Nous sommes passés d’une logique de vulgarisation du sujet, depuis dix ans avec l’assimilation des leçons apprises après l’Irak et l’Afghanistan, à une logique de compréhension des enjeux. Sans nier la présence de sociétés privées dans les domaines d’activité comme la lutte contre la piraterie, nous entendons poursuivre notre réflexion, au niveau interministériel et international. Les ministères concernés l’ont bien compris et les travaux de mise en œuvre de la directive européenne confortent notre volonté de réduire le risque de confusion entre les modalités et les finalités.
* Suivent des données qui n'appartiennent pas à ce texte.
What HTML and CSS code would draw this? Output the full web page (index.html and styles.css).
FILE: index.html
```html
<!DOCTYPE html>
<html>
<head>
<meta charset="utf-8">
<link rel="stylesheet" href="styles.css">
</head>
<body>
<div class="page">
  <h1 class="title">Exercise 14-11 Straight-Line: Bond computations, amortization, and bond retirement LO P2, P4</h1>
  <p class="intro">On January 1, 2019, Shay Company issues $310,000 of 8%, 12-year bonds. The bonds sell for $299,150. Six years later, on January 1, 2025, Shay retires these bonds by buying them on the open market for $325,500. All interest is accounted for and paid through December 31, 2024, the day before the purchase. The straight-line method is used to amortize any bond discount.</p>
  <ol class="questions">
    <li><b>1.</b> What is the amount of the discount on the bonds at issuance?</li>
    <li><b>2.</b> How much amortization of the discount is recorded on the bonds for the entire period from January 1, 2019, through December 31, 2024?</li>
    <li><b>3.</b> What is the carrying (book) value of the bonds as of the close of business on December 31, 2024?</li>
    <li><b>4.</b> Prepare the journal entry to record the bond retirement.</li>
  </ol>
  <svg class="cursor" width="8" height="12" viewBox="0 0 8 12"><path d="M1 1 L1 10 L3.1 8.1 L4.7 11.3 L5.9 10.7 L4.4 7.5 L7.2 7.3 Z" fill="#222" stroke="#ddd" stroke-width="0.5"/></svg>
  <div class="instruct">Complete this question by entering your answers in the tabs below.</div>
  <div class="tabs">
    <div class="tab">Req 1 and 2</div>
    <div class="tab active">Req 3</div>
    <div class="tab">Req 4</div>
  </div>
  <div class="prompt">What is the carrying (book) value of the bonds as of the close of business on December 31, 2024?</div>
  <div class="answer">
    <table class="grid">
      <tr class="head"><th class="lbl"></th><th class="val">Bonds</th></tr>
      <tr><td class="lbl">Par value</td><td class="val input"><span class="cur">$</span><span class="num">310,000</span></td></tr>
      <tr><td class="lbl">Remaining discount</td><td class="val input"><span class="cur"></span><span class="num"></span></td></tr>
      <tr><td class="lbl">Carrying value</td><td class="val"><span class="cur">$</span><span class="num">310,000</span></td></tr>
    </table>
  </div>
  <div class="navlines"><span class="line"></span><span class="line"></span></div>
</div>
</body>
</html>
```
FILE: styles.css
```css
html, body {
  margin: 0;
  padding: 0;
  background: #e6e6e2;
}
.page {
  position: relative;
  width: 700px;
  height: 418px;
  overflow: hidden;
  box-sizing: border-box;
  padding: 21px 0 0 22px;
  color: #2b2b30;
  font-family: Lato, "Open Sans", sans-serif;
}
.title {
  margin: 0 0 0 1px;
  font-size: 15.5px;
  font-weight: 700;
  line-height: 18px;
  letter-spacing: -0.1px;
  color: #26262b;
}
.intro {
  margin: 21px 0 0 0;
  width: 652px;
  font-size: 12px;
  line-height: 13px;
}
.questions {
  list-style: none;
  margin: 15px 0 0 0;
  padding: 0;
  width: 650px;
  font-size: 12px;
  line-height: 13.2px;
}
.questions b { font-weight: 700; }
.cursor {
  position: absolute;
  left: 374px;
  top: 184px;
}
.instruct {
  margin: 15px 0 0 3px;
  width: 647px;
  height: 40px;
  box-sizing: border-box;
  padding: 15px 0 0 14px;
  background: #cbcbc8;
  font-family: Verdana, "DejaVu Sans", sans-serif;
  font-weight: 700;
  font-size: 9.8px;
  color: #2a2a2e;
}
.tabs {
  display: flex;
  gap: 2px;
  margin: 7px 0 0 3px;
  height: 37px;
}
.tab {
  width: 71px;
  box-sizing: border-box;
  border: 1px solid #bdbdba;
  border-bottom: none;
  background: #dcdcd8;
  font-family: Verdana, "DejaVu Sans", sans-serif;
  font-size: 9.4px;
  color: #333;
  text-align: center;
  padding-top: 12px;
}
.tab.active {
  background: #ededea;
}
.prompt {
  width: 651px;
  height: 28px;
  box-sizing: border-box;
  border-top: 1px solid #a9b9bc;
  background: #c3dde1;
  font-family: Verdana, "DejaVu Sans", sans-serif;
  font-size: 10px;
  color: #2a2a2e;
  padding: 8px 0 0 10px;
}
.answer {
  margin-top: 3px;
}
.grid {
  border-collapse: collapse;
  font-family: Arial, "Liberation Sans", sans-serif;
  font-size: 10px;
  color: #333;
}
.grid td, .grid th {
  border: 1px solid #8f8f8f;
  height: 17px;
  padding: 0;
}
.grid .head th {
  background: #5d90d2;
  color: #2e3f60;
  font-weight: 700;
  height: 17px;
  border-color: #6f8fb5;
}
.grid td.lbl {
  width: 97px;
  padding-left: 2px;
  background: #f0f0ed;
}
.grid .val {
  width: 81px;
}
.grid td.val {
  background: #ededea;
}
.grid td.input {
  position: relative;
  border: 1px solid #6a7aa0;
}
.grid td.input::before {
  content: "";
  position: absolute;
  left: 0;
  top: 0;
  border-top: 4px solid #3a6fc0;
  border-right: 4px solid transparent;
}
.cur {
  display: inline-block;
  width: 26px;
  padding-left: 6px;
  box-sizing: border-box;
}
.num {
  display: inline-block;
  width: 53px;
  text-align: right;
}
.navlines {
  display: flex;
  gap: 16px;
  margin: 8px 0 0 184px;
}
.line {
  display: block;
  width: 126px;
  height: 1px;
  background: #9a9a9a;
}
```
La manière dont Hamid Karzai a contraint la présence des sociétés militaires privées en Afghanistan et quelques autres exemples montrent les effets difficilement maîtrisables du recours à ce type de prestation.

Le ministère de la Défense dispose aujourd’hui d’une meilleure connaissance de la cartographie des sociétés et des processus qui les font évoluer. Ce dossier permet à de nombreux acteurs de la communauté nationale qui n’ont pas souvent l’occasion de se parler de confronter leur analyse et leur perception. Les initiatives de la représentation nationale nous donnent aussi l’occasion de mettre en avant, dans ce domaine, les actions du ministère qui agit en étroite liaison avec les autres acteurs institutionnels et privés.

M. Louis Giscard d’Estaing, Rapporteur. Je ne sais si nous avons contribué avec cette audition à « mettre en avant » les SMP, mais quoi qu’il en soit, nous vous remercions d’y avoir participé. Nous vous serons reconnaissants de nous faire parvenir par écrit les réponses écrites aux questions techniques que nous vous avons posées.